Sean Windeatt: Well, Rich, maybe I’ll start that, Rich, it’s Sean. You’re right to say, so last year, last year rates for us was up in constant currency, 4.3%. As we said last year, last year, as you’re going into the rising interest rate environment, you get a bit of choppiness and lumpiness in terms of — in some of the businesses. You can remember, we pointed out in Q3 and Q4, who would have thought that inflation business would actually be — have lower volumes during Q3 and Q4 of ’22 at a time and rates are rising. That piece is behind us now. And hence, the fact that I spent all of my prepared remarks talking about what’s happened in Q1. And in Q1, you noticed that all of the asset classes are performing, are increasing.
Yes, up 8% overall, 10% on constant currency, but that’s actually across the board. And albeit that at the start of — it started in December and its continued favorably into Jan and Feb. And I think as Howard pointed out before, it takes — the lag between going into the interest rate — rising interest rate environment, now we are there. And that’s where trading — that’s why trading volumes are increasing for us, starting in December and continued strongly into Q1.
Howard Lutnick: So the CME had — is very pure in short-term rates and you saw last year, they had volume growth and short-term rates. They had less volume growth and long-term rates. You were going to watch the volume just smoothly go out across the curve, across products, across our entire product mix. So I don’t think it matters which product it is. It’s not going to be — smooth was the wrong word. It’s going to be relentless would be the right word. I think, volumes will go to the long end. I think volumes will go again, up in the short end, where the Fed is moving things, where market perception is, will change volumes up or down. But the answer is going to be the vast issuance of treasuries, the vast issuance of credit, the vast issuance that’s coming will not be met with the government buying it.

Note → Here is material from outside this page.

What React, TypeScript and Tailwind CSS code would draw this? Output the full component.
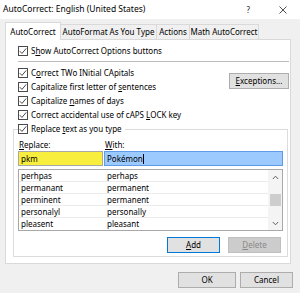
import React from 'react';

const rows = [
    ['perhpas', 'perhaps'],
    ['permanant', 'permanent'],
    ['perminent', 'permanent'],
    ['personalyl', 'personally'],
    ['pleasent', 'pleasant'],
];

function Check() {
    return (
        <span className="w-[10px] h-[10px] border border-[#4a4a4a] bg-white flex items-center justify-center shrink-0">
            <svg width="8" height="8" viewBox="0 0 8 8">
                <path d="M0.8 4.2 L3 6.4 L7.2 1.4" fill="none" stroke="#333" strokeWidth="0.9" />
            </svg>
        </span>
    );
}

function CheckRow({ children }: { children: React.ReactNode }) {
    return (
        <div className="h-[14px] flex items-center gap-[3px]">
            <Check />
            <span>{children}</span>
        </div>
    );
}

export default function App() {
    return (
        <div
            className="w-[300px] h-[293px] bg-[#f0f0f0] flex flex-col text-[8px] text-black overflow-hidden leading-none"
            style={{ fontFamily: '"Noto Sans", "Open Sans", sans-serif' }}
        >
            {/* title bar */}
            <div className="h-[19px] bg-white flex items-center pl-[3px] pr-[13px] shrink-0">
                <span className="text-[8.5px]">AutoCorrect: English (United States)</span>
                <span className="ml-auto text-[8px] text-[#222]">?</span>
                <svg className="ml-[29px]" width="8" height="8" viewBox="0 0 8 8">
                    <path d="M0.5 0.5 L7.5 7.5 M7.5 0.5 L0.5 7.5" stroke="#222" strokeWidth="0.8" />
                </svg>
            </div>

            {/* tabs */}
            <div className="mt-[3px] ml-[5px] flex items-end h-[17px] shrink-0">
                <div className="w-[56px] h-[18px] bg-white border border-b-0 border-[#d9d9d9] flex items-center justify-center relative z-10 -mb-px">
                    AutoCorrect
                </div>
                <div className="w-[97px] h-[15px] border border-b-0 border-[#d9d9d9] flex items-center justify-center -ml-px">
                    AutoFormat As You Type
                </div>
                <div className="w-[34px] h-[15px] border border-b-0 border-[#d9d9d9] flex items-center justify-center -ml-px">
                    Actions
                </div>
                <div className="w-[70px] h-[15px] border border-b-0 border-[#d9d9d9] flex items-center justify-center -ml-px">
                    Math AutoCorrect
                </div>
            </div>

            {/* panel */}
            <div className="ml-[5px] w-[286px] h-[225px] bg-white border border-[#d9d9d9] flex flex-col shrink-0">
                <div className="mt-[4px] ml-[12px]">
                    <CheckRow>
                        S<u>h</u>ow AutoCorrect Options buttons
                    </CheckRow>
                </div>
                <div className="mt-[3px] ml-[12px] mr-[1px] h-px bg-[#bdbdbd]" />

                <div className="mt-[4px] ml-[12px] mr-[1px] flex">
                    <div className="flex flex-col">
                        <CheckRow>
                            C<u>o</u>rrect TWo INitial CApitals
                        </CheckRow>
                        <CheckRow>
                            Capitalize first letter of <u>s</u>entences
                        </CheckRow>
                        <CheckRow>
                            Capitalize <u>n</u>ames of days
                        </CheckRow>
                        <CheckRow>
                            Correct accidental use of cAPS <u>L</u>OCK key
                        </CheckRow>
                    </div>
                    <button className="ml-auto mt-[7px] w-[60px] h-[16px] bg-[#e1e1e1] border border-[#adadad] flex items-center justify-center">
                        <span>
                            <u>E</u>xceptions...
                        </span>
                    </button>
                </div>

                <fieldset className="ml-[7px] mr-[2px] border border-[#dcdcdc] px-[4px] pb-[3px]">
                    <legend className="pr-[3px] bg-white">
                        <CheckRow>
                            Replace <u>t</u>ext as you type
                        </CheckRow>
                    </legend>

                    <div className="mt-[3px] h-[12px] flex items-center">
                        <span className="w-[87px] pl-[1px]">
                            <u>R</u>eplace:
                        </span>
                        <span>
                            <u>W</u>ith:
                        </span>
                    </div>

                    <div className="flex gap-[1px] h-[15px]">
                        <div className="w-[85px] bg-[#f8ee3e] border border-[#a8a8a8] flex items-center pl-[2px]">pkm</div>
                        <div className="flex-1 bg-[#9ccaff] border border-[#5d9be6] flex items-center pl-[2px]">
                            <span>Pokémon</span>
                            <span className="w-px h-[10px] bg-black" />
                        </div>
                    </div>

                    <div className="mt-[3px] h-[62px] border border-[#a8a8a8] flex">
                        <div className="flex-1 flex flex-col">
                            {rows.map(([a, b]) => (
                                <div key={a} className="h-[12px] flex items-center border-b border-[#ececec] last:border-b-0">
                                    <span className="w-[86px] pl-[2px]">{a}</span>
                                    <span className="pl-[2px]">{b}</span>
                                </div>
                            ))}
                        </div>
                        <div className="w-[14px] bg-[#f4f4f4] flex flex-col items-center">
                            <svg className="mt-[5px]" width="7" height="5" viewBox="0 0 7 5">
                                <path d="M0.8 4 L3.5 1.2 L6.2 4" fill="none" stroke="#606060" strokeWidth="1" />
                            </svg>
                            <div className="mt-[14px] w-[11px] h-[12px] bg-[#cdcdcd]" />
                            <svg className="mt-auto mb-[4px]" width="7" height="5" viewBox="0 0 7 5">
                                <path d="M0.8 1 L3.5 3.8 L6.2 1" fill="none" stroke="#606060" strokeWidth="1" />
                            </svg>
                        </div>
                    </div>

                    <div className="mt-[6px] pr-[2px] flex justify-end gap-[8px]">
                        <button className="w-[53px] h-[16px] bg-[#e1e1e1] border border-[#0078d7] flex items-center justify-center">
                            <span>
                                <u>A</u>dd
                            </span>
                        </button>
                        <button className="w-[53px] h-[16px] bg-[#cccccc] border border-[#bfbfbf] text-[#8a8a8a] flex items-center justify-center">
                            <span>
                                <u>D</u>elete
                            </span>
                        </button>
                    </div>
                </fieldset>
            </div>

            {/* footer */}
            <div className="mt-[8px] pr-[7px] flex justify-end gap-[4px]">
                <button className="w-[58px] h-[16px] bg-[#e1e1e1] border border-[#adadad] flex items-center justify-center">OK</button>
                <button className="w-[53px] h-[16px] bg-[#e1e1e1] border border-[#adadad] flex items-center justify-center">Cancel</button>
            </div>
        </div>
    );
}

It will be met by trading volume happening. And that velocity will go through the business as we return to the traditional volume. So I would think you’re going to see it now. I told you this in the — right, in the middle of the year, I said, we’re going to be choppy. There are going to be many of our businesses that are going to be up big and some will be down illogically, but that will end by beginning of this year. It ended by December. But the answer is, we are growth business now and you’re going to see it across our businesses, some stronger than others, right, in one quarter or another. But you are going to feel the path relentlessly move forward in a positive way as these relationships return.

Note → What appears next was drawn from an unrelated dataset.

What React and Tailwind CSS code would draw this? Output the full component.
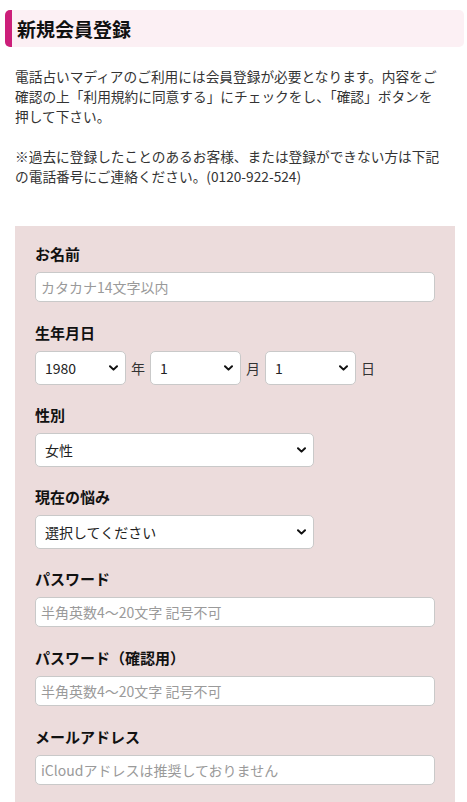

Rich Repetto: Got it. It’s going to be fun to watch, Howard. So the next — my follow-up question would be on FMX. In the earnings release, you talked about it being on track, but you didn’t mention that the launch date or the soft launch date to be reaffirmed in the second quarter. Could you talk about what contract means for FMX?

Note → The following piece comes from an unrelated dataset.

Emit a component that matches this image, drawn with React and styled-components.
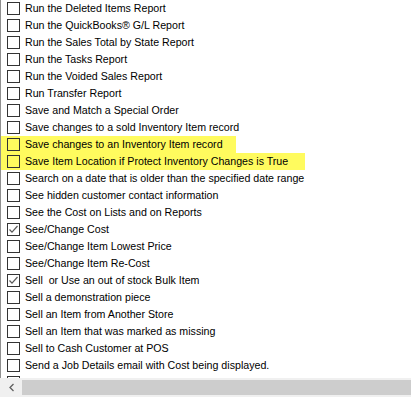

Howard Lutnick: Yeah. That means, nothing has really changed, sorry. I mean, our perceptions are that we are — we finished — we will finish this quarter. The regulatory answers to their questions, we will get approval. Soon after when the government chooses to give us those approvals, we will then announce our soft launch date, and we will begin. So these processes are just we’re moving forward. We’re excited about it. Imagine being able to open a US rates futures platform competing with the $67 billion Chicago Mercantile Exchange into the greatest reemergence of rates of volume in more than a decade. I mean, timing is — you can’t be more excited around this firm these days. It is so exciting. It is so exciting by the clients. They are ready for it. They want it. And this is the greatest timing for it. Volumes are here, volumes are going to grow. $67 billion monopoly ready for a little competition. This is going to be fine.